# WORK REQUIRED
Find the lines that contain the word "with" and copy each one.

━━━ PROVIDED MATERIAL

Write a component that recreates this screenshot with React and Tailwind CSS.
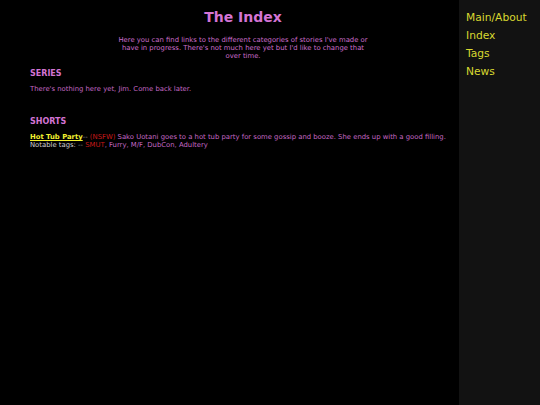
export default function App() {
  const f = { fontFamily: '"DejaVu Sans", Verdana, sans-serif' };
  return (
    <div className="flex w-[540px] h-[405px] bg-black overflow-hidden" style={f}>
      <main className="w-[459px] shrink-0 pl-[30px] pr-[3px]">
        <h1 className="text-[14px] leading-[16px] font-bold text-[#d474d4] text-center pt-[9px]">The Index</h1>
        <p className="text-[6.85px] leading-[8px] text-[#cc6ecc] text-center w-[252px] mx-auto mt-[11px]">
          Here you can find links to the different categories of stories I've made or have in progress. There's not much here yet but I'd like to change that over time.
        </p>
        <h2 className="text-[8px] leading-[10px] font-bold text-[#d474d4] mt-[9px]">SERIES</h2>
        <p className="text-[6.85px] leading-[8px] text-[#c468c4] mt-[6px]">There's nothing here yet, Jim. Come back later.</p>
        <h2 className="text-[8px] leading-[10px] font-bold text-[#d474d4] mt-[24px]">SHORTS</h2>
        <div className="text-[6.85px] leading-[8px] text-[#c468c4] mt-[6px]">
          <div>
            <span className="font-bold underline text-[#f2f230]">Hot Tub Party</span>
            <span className="text-[#888]">-- </span>
            <span className="text-[#c81818]">(NSFW)</span> Sako Uotani goes to a hot tub party for some gossip and booze. She ends up with a good filling.
          </div>
          <div>
            <span className="text-[#d0d0d0]">Notable tags: </span>
            <span className="text-[#888]">-- </span>
            <span className="text-[#c81818]">SMUT</span>, Furry, M/F, DubCon, Adultery
          </div>
        </div>
      </main>
      <nav className="flex-1 bg-[#121212] pl-[7px] pt-[9px] flex flex-col text-[10.7px] leading-[18px] text-[#d8d830]">
        <span>Main/About</span>
        <span>Index</span>
        <span>Tags</span>
        <span>News</span>
      </nav>
    </div>
  );
}
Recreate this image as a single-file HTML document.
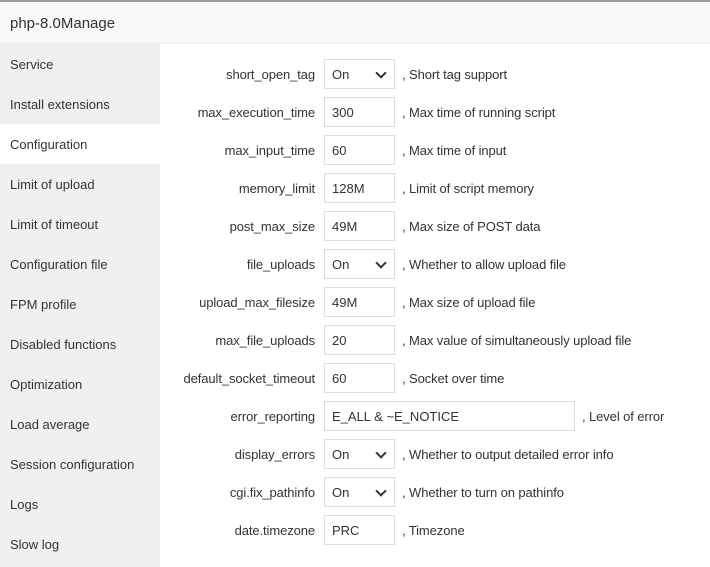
<!DOCTYPE html>
<html><head><meta charset="utf-8"><style>
*{box-sizing:border-box;margin:0;padding:0}
body{width:710px;height:567px;overflow:hidden;background:#fff;font-family:"Liberation Sans",sans-serif;font-size:13px;color:#333;position:relative}
.top{position:absolute;left:0;top:0;width:710px;height:2px;background:#9a9a9a}
.hd{position:absolute;left:0;top:2px;width:710px;height:42px;background:#f8f8f8;border-bottom:1px solid #eee;font-size:15px;padding:13px 0 0 10px;color:#333}
.sb{position:absolute;left:0;top:44px;width:160px;height:523px;background:#f0f0f0}
.sb div{height:40px;line-height:42px;padding-left:10px;font-size:13px;color:#333}
.sb .a{background:#fff}
.row{position:absolute;left:160px;width:550px;height:30px}
.lb{position:absolute;right:395px;top:8px;white-space:nowrap;text-align:right;letter-spacing:-0.1px}
.in{position:absolute;left:164px;top:0;width:71px;height:30px;border:1px solid #ddd;background:#fff;padding:7px 0 0 7px}
.in.w{width:251px}
.in.s:after{content:"";position:absolute;right:9px;top:9px;width:6px;height:6px;border-right:2px solid #333;border-bottom:2px solid #333;transform:rotate(45deg)}
.ds{position:absolute;left:242px;top:8px;white-space:nowrap;letter-spacing:-0.1px}
</style></head><body>
<div class="top"></div>
<div class="hd">php-8.0Manage</div>
<div class="sb">
<div>Service</div><div>Install extensions</div><div class="a">Configuration</div><div>Limit of upload</div><div>Limit of timeout</div><div>Configuration file</div><div>FPM profile</div><div>Disabled functions</div><div>Optimization</div><div>Load average</div><div>Session configuration</div><div>Logs</div><div>Slow log</div>
</div>
<div class="row" style="top:59px"><span class="lb">short_open_tag</span><div class="in s">On</div><span class="ds">, Short tag support</span></div>
<div class="row" style="top:97px"><span class="lb">max_execution_time</span><div class="in">300</div><span class="ds">, Max time of running script</span></div>
<div class="row" style="top:135px"><span class="lb">max_input_time</span><div class="in">60</div><span class="ds">, Max time of input</span></div>
<div class="row" style="top:173px"><span class="lb">memory_limit</span><div class="in">128M</div><span class="ds">, Limit of script memory</span></div>
<div class="row" style="top:211px"><span class="lb">post_max_size</span><div class="in">49M</div><span class="ds">, Max size of POST data</span></div>
<div class="row" style="top:249px"><span class="lb">file_uploads</span><div class="in s">On</div><span class="ds">, Whether to allow upload file</span></div>
<div class="row" style="top:287px"><span class="lb">upload_max_filesize</span><div class="in">49M</div><span class="ds">, Max size of upload file</span></div>
<div class="row" style="top:325px"><span class="lb">max_file_uploads</span><div class="in">20</div><span class="ds">, Max value of simultaneously upload file</span></div>
<div class="row" style="top:363px"><span class="lb">default_socket_timeout</span><div class="in">60</div><span class="ds">, Socket over time</span></div>
<div class="row" style="top:401px"><span class="lb">error_reporting</span><div class="in w">E_ALL &amp; ~E_NOTICE</div><span class="ds" style="left:422px">, Level of error</span></div>
<div class="row" style="top:439px"><span class="lb">display_errors</span><div class="in s">On</div><span class="ds">, Whether to output detailed error info</span></div>
<div class="row" style="top:477px"><span class="lb">cgi.fix_pathinfo</span><div class="in s">On</div><span class="ds">, Whether to turn on pathinfo</span></div>
<div class="row" style="top:515px"><span class="lb">date.timezone</span><div class="in">PRC</div><span class="ds">, Timezone</span></div>
</body></html>
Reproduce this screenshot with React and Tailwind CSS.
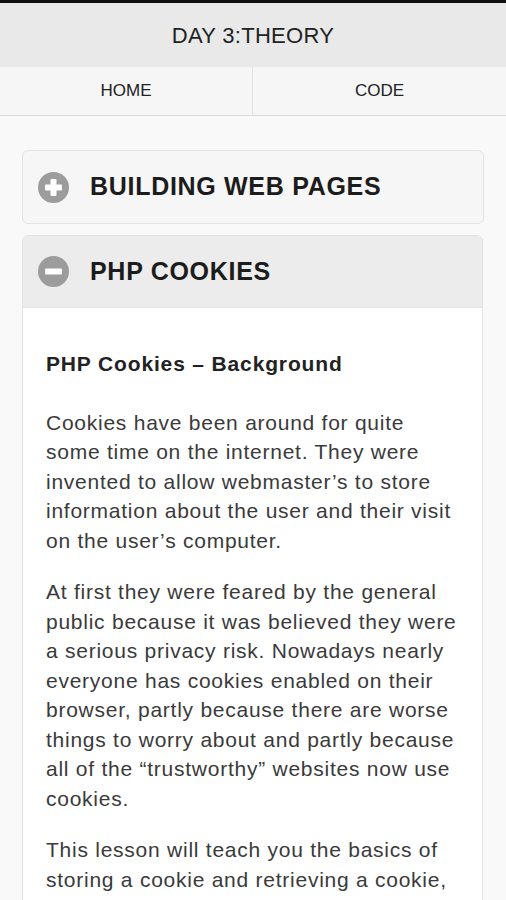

━━━━━━

# OUTPUT BELOW
Write a component that recreates this screenshot with React and Tailwind CSS.
            <span className="text-[#c81818]">(NSFW)</span> Sako Uotani goes to a hot tub party for some gossip and booze. She ends up with a good filling.
Reproduce this screenshot with React and Tailwind CSS.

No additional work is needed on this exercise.